KnowBe4 studied tens of thousands of email subject lines from simulated phishing tests, and found that email users are falling for lines that play on “human emotions by causing feelings of alarm or curiosity,” states Perry Carpenter, chief evangelist and strategy officer, KnowBe4.

The tests included insidious simulated phishing templates created by KnowBe4 for clients and custom email designed by clients.

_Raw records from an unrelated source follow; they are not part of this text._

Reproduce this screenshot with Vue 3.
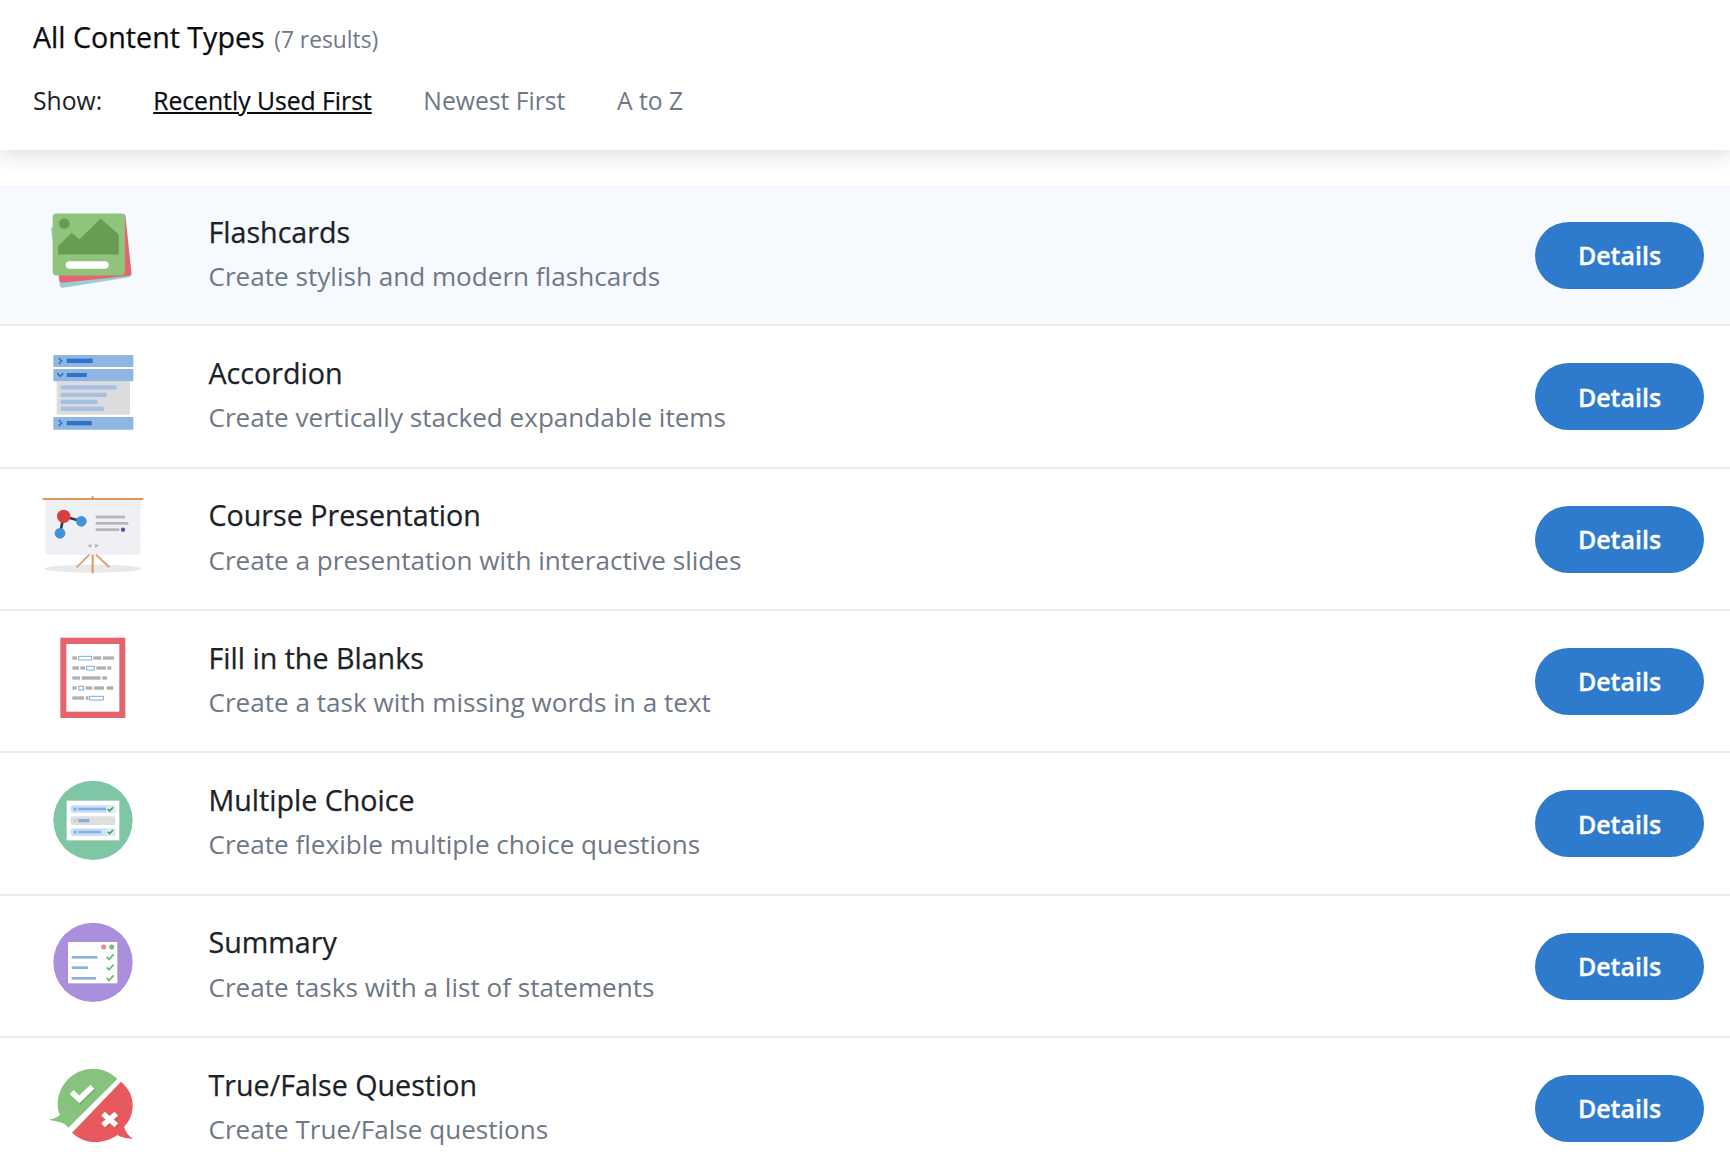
<script setup>
const rows = [
  { id: 'flash', title: 'Flashcards', desc: 'Create stylish and modern flashcards', vb: '69 37.5 240 240' },
  { id: 'acc', title: 'Accordion', desc: 'Create vertically stacked expandable items', vb: '69 28 240 240' },
  { id: 'course', title: 'Course Presentation', desc: 'Create a presentation with interactive slides', vb: '69 35 240 240' },
  { id: 'fill', title: 'Fill in the Blanks', desc: 'Create a task with missing words in a text', vb: '69 26 240 240' },
  { id: 'mc', title: 'Multiple Choice', desc: 'Create flexible multiple choice questions', vb: '69 32 240 240' },
  { id: 'sum', title: 'Summary', desc: 'Create tasks with a list of statements', vb: '69 24 240 240' },
  { id: 'tf', title: 'True/False Question', desc: 'Create True/False questions', vb: '69 22 240 240' }
]
const grey = [
  [127, 86, 14], [190, 86, 24], [219, 86, 33],
  [127, 116, 20], [151, 116, 14], [199, 116, 29], [232, 116, 12],
  [127, 146, 23], [155, 146, 57], [217, 146, 14],
  [127, 176, 13], [167, 176, 20], [192, 176, 30], [230, 176, 20],
  [127, 206, 35], [167, 206, 8]
]
const blanks = [[146, 81, 39], [170, 111, 23], [146, 171, 15], [178, 201, 42]]
</script>

<template>
  <div class="page">
    <header class="top">
      <h1 class="heading"><span class="strong">All Content Types</span> <span class="count">(7 results)</span></h1>
      <nav class="sort">
        <span class="show">Show:</span>
        <a class="link active">Recently Used First</a>
        <a class="link">Newest First</a>
        <a class="link">A to Z</a>
      </nav>
    </header>
    <ul class="list">
      <li v-for="(r, i) in rows" :key="r.id" class="row" :class="{ first: i === 0 }">
        <svg class="icon" :viewBox="r.vb" width="80" height="80">
          <g v-if="r.id === 'flash'">
            <rect x="68" y="42" width="217" height="186" rx="8" fill="#9accd8" transform="translate(7 22) rotate(-9 176 135)" />
            <rect x="68" y="42" width="217" height="186" rx="8" fill="#e5656a" transform="translate(11 12) rotate(-6 176 135)" />
            <rect x="68" y="42" width="217" height="186" rx="12" fill="#8fc47c" />
            <circle cx="103" cy="72" r="16" fill="#679c55" />
            <polygon points="84,165 84,140 125,100 148,120 212,57 266,105 266,165" fill="#679c55" />
            <rect x="107" y="185" width="129" height="23" rx="11.5" fill="#fff" />
          </g>
          <g v-else-if="r.id === 'acc'">
            <rect x="80" y="113" width="220" height="100" fill="#dcdcdc" />
            <rect x="70" y="34" width="240" height="36" rx="3" fill="#8fb5e3" />
            <rect x="70" y="76" width="240" height="37" rx="3" fill="#8fb5e3" />
            <rect x="70" y="220" width="240" height="38" rx="3" fill="#8fb5e3" />
            <rect x="110" y="45" width="78" height="13" fill="#2f74c4" />
            <rect x="110" y="88" width="60" height="12" fill="#2f74c4" />
            <rect x="110" y="232" width="75" height="13" fill="#2f74c4" />
            <g fill="none" stroke="#2f74c4" stroke-width="5">
              <path d="M86 43l9 9-9 9" />
              <path d="M82 89l9 9 9-9" />
              <path d="M86 229l9 9-9 9" />
            </g>
            <g fill="#a5c0e2">
              <rect x="92" y="125" width="168" height="13" />
              <rect x="92" y="147" width="138" height="13" />
              <rect x="92" y="168" width="110" height="13" />
              <rect x="92" y="189" width="130" height="13" />
            </g>
          </g>
          <g v-else-if="r.id === 'course'">
            <ellipse cx="188" cy="256" rx="145" ry="12" fill="#e8e9eb" />
            <rect x="46" y="50" width="286" height="164" fill="#eff0f3" />
            <rect x="38" y="44" width="302" height="6" fill="#e2955b" />
            <rect x="185" y="39" width="6" height="6" fill="#c98a5c" />
            <g stroke="#e2a26f" stroke-width="6" fill="none">
              <path d="M188 214V270" stroke="#e2955b" />
              <path d="M178 214L140 252" />
              <path d="M198 214L238 252" />
            </g>
            <path d="M101 99L154 114M101 99L90 150" stroke="#333c4a" stroke-width="8" />
            <circle cx="101" cy="99" r="20" fill="#d6403f" />
            <circle cx="154" cy="114" r="16" fill="#3e94d6" />
            <circle cx="90" cy="150" r="16" fill="#3e94d6" />
            <g fill="#b4b6bb">
              <rect x="197" y="97" width="88" height="8" />
              <rect x="197" y="116" width="98" height="8" />
              <rect x="197" y="135" width="71" height="8" />
              <polygon points="172,187 184,181 184,193" />
              <polygon points="207,187 195,181 195,193" />
            </g>
            <circle cx="279" cy="139" r="6.5" fill="#6a3fb0" />
          </g>
          <g v-else-if="r.id === 'fill'">
            <rect x="91" y="25" width="195" height="241" fill="#e5636a" />
            <rect x="109" y="44" width="159" height="203" fill="#fff" />
            <rect v-for="(g, n) in grey" :key="n" :x="g[0]" :y="g[1] - 5" :width="g[2]" height="10" fill="#b0b0b0" />
            <rect v-for="(b, n) in blanks" :key="'b' + n" :x="b[0]" :y="b[1]" :width="b[2]" height="11" fill="#fff" stroke="#7fabd9" stroke-width="3" />
          </g>
          <g v-else-if="r.id === 'mc'">
            <circle cx="189" cy="153" r="119" fill="#7fc6a4" />
            <rect x="110" y="94" width="158" height="119" fill="#fff" />
            <rect x="122" y="108" width="134" height="22" rx="6" fill="#c9dff7" />
            <rect x="122" y="141" width="134" height="26" rx="6" fill="#dedede" />
            <rect x="122" y="177" width="134" height="23" rx="6" fill="#c9dff7" />
            <rect x="228" y="108" width="28" height="22" fill="#d8eee8" />
            <rect x="228" y="177" width="28" height="23" fill="#d8eee8" />
            <g fill="#86aee2">
              <rect x="131" y="115" width="9" height="9" />
              <rect x="145" y="115" width="83" height="8" />
              <rect x="145" y="149" width="33" height="10" />
              <rect x="131" y="184" width="9" height="9" />
              <rect x="145" y="184" width="67" height="8" />
            </g>
            <rect x="131" y="149" width="9" height="9" fill="#c8c8c8" />
            <path d="M233 119l6 6 10-11M233 187l6 6 10-11" fill="none" stroke="#45906a" stroke-width="4.5" />
          </g>
          <g v-else-if="r.id === 'sum'">
            <circle cx="189" cy="145" r="119" fill="#a98fdc" />
            <rect x="114" y="84" width="148" height="124" fill="#fff" />
            <circle cx="221" cy="99" r="7.5" fill="#e58a8a" />
            <circle cx="245" cy="99" r="7.5" fill="#6cc082" />
            <path d="M114 114H262M114 146H262M114 178H262" stroke="#eeeeee" stroke-width="1.5" />
            <g fill="#8fb0de">
              <rect x="125" y="126" width="77" height="8" />
              <rect x="125" y="157" width="49" height="8" />
              <rect x="125" y="189" width="73" height="8" />
            </g>
            <path d="M230 129l7 7 14-15M230 160l7 7 14-15M230 192l7 7 14-15" fill="none" stroke="#6cc082" stroke-width="6" />
          </g>
          <g v-else>
            <path d="M262 64C240 42 215 33 190 33C130 33 83 82 83 140C83 152 85 163 90 172C80 180 68 185 55 186C75 190 95 192 108 202L115 210Z" fill="#86c47d" />
            <path d="M273 72C296 92 308 115 308 143C308 170 298 192 282 208C288 225 298 237 308 243C290 244 272 238 262 232C243 246 220 253 195 253C170 253 145 243 126 225Z" fill="#e5595f" />
            <path d="M128 107L151 129L190 91" fill="none" stroke="#5f9d57" stroke-width="17" opacity="0.5" />
            <path d="M125 103L148 125L187 87" fill="none" stroke="#fff" stroke-width="17" />
            <path d="M221 170L261 205M261 170L221 205" fill="none" stroke="#c9464c" stroke-width="16" opacity="0.4" transform="translate(2 3)" />
            <path d="M219 168L259 203M259 168L219 203" fill="none" stroke="#fff" stroke-width="16" />
          </g>
        </svg>
        <div class="text">
          <div class="title">{{ r.title }}</div>
          <div class="desc">{{ r.desc }}</div>
        </div>
        <button class="btn">Details</button>
      </li>
    </ul>
  </div>
</template>

<style>
html, body { margin: 0; overflow: hidden; background: #fff; }
</style>

<style scoped>
.page {
  height: 1161px;
  overflow: hidden;
  font-family: "Open Sans", sans-serif;
  color: #1c2227;
}
.top {
  height: 150px;
  box-sizing: border-box;
  padding: 17px 33px 0;
  background: #fff;
  box-shadow: 0 4px 20px rgba(40, 50, 60, 0.18);
  position: relative;
}
.heading {
  margin: 0;
  font-size: 28.65px;
  line-height: 40px;
  font-weight: 400;
  color: #0a0d10;
}
.strong { -webkit-text-stroke: 0.25px #0a0d10; }
.count { font-size: 22.8px; color: #6f7885; margin-left: 2px; }
.sort {
  display: flex;
  gap: 51.6px;
  margin-top: 23px;
  font-size: 24.7px;
  line-height: 36px;
  color: #6f7885;
}
.show { color: #1c2227; width: 68.6px; }
.active { color: #0a0d10; text-decoration: underline; -webkit-text-stroke: 0.25px #0a0d10; }
.list { margin: 35px 0 0; padding: 0; list-style: none; }
.row {
  display: flex;
  height: 142.35px;
  box-sizing: border-box;
  padding: 26.7px 26px 0 53px;
  border-bottom: 2px solid #e9ebed;
}
.first { background: #f6f9fd; height: 141.4px; }
.icon { width: 80px; height: 80px; flex: none; overflow: visible; }
.text { flex: 1; margin-left: 75.5px; }
.title { font-size: 28.65px; line-height: 40px; margin-top: -0.1px; -webkit-text-stroke: 0.25px #1c2227; }
.desc { font-size: 26.1px; line-height: 36px; margin-top: 6.4px; color: #6f7885; }
.btn {
  align-self: flex-start;
  width: 169px;
  height: 67px;
  margin-top: 10.2px;
  border: 0;
  border-radius: 34px;
  background: #2e7bcd;
  color: #fff;
  font: 600 25px "Open Sans", sans-serif;
  -webkit-text-stroke: 0.3px #fff;
}
</style>
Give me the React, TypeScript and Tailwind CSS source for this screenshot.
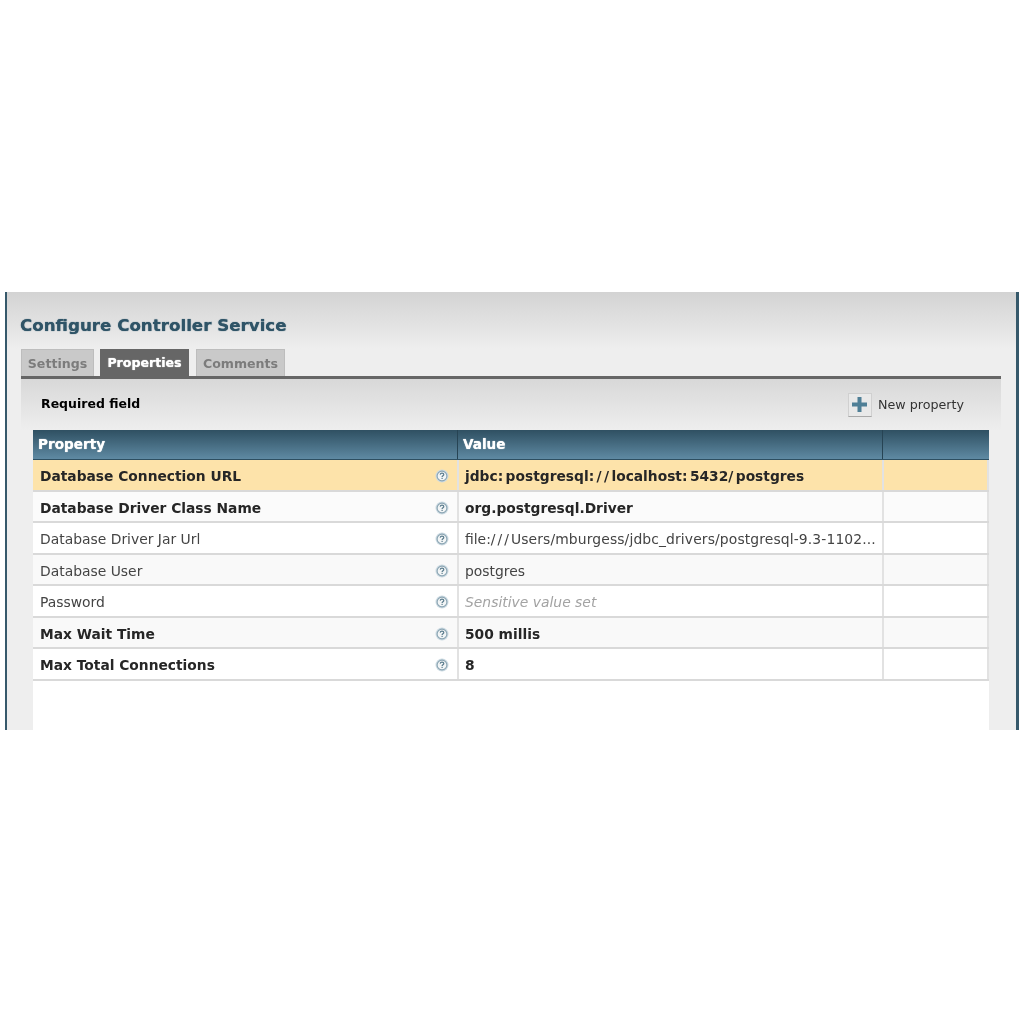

Here are the most clicked-on phishing test subject lines in the third quarter:

  • Password Check Required Immediately — 29%
  • You Have a New Voicemail — 13%    
  • Your order is on the way — 11%
  • Change of Password Required Immediately — 10% 
  • De-activation of [[email]] in Process — 9% 
  • Password Check Required Immediately — 6%
  • UPS Label Delivery 1ZBE312TNY00015011 — 6% 
  • Revised Vacation & Sick Time Policy — 6% 
  • You’ve received a Document for Signature — 5% 
  • Spam Notification: 1 New Messages — 5%

KnowBe4 also studied “wild west” subject lines from emails that were actually received and reported to company IT departments. Here are the top ten:  

  • You have a new encrypted message 
  • IT: Syncing Error – Returned incoming messages 
  •  HR: Contact information
  • FedEx: Sorry we missed you. 
  • Microsoft: Multiple login attempts 
  • Wells Fargo: Irregular Activities Detected on Your Credit Card
  • LinkedIn: Your account is at risk!
  • Microsoft/Office 365: [Reminder]: your secured message
  • Coinbase: Your cryptocurrency wallet: Two-factor settings changed

"Hackers are leveraging an individual’s desire to remain security minded or well informed by playing into his/her psyche," Carpenter says. "They do this by making someone believe they are at risk or that something needs immediate attention."

Carpenter adds, "These types of attacks are effective because they cause a person to simply react before thinking logically about the legitimacy of the email."

The antidote? Training, KnowBe4 says.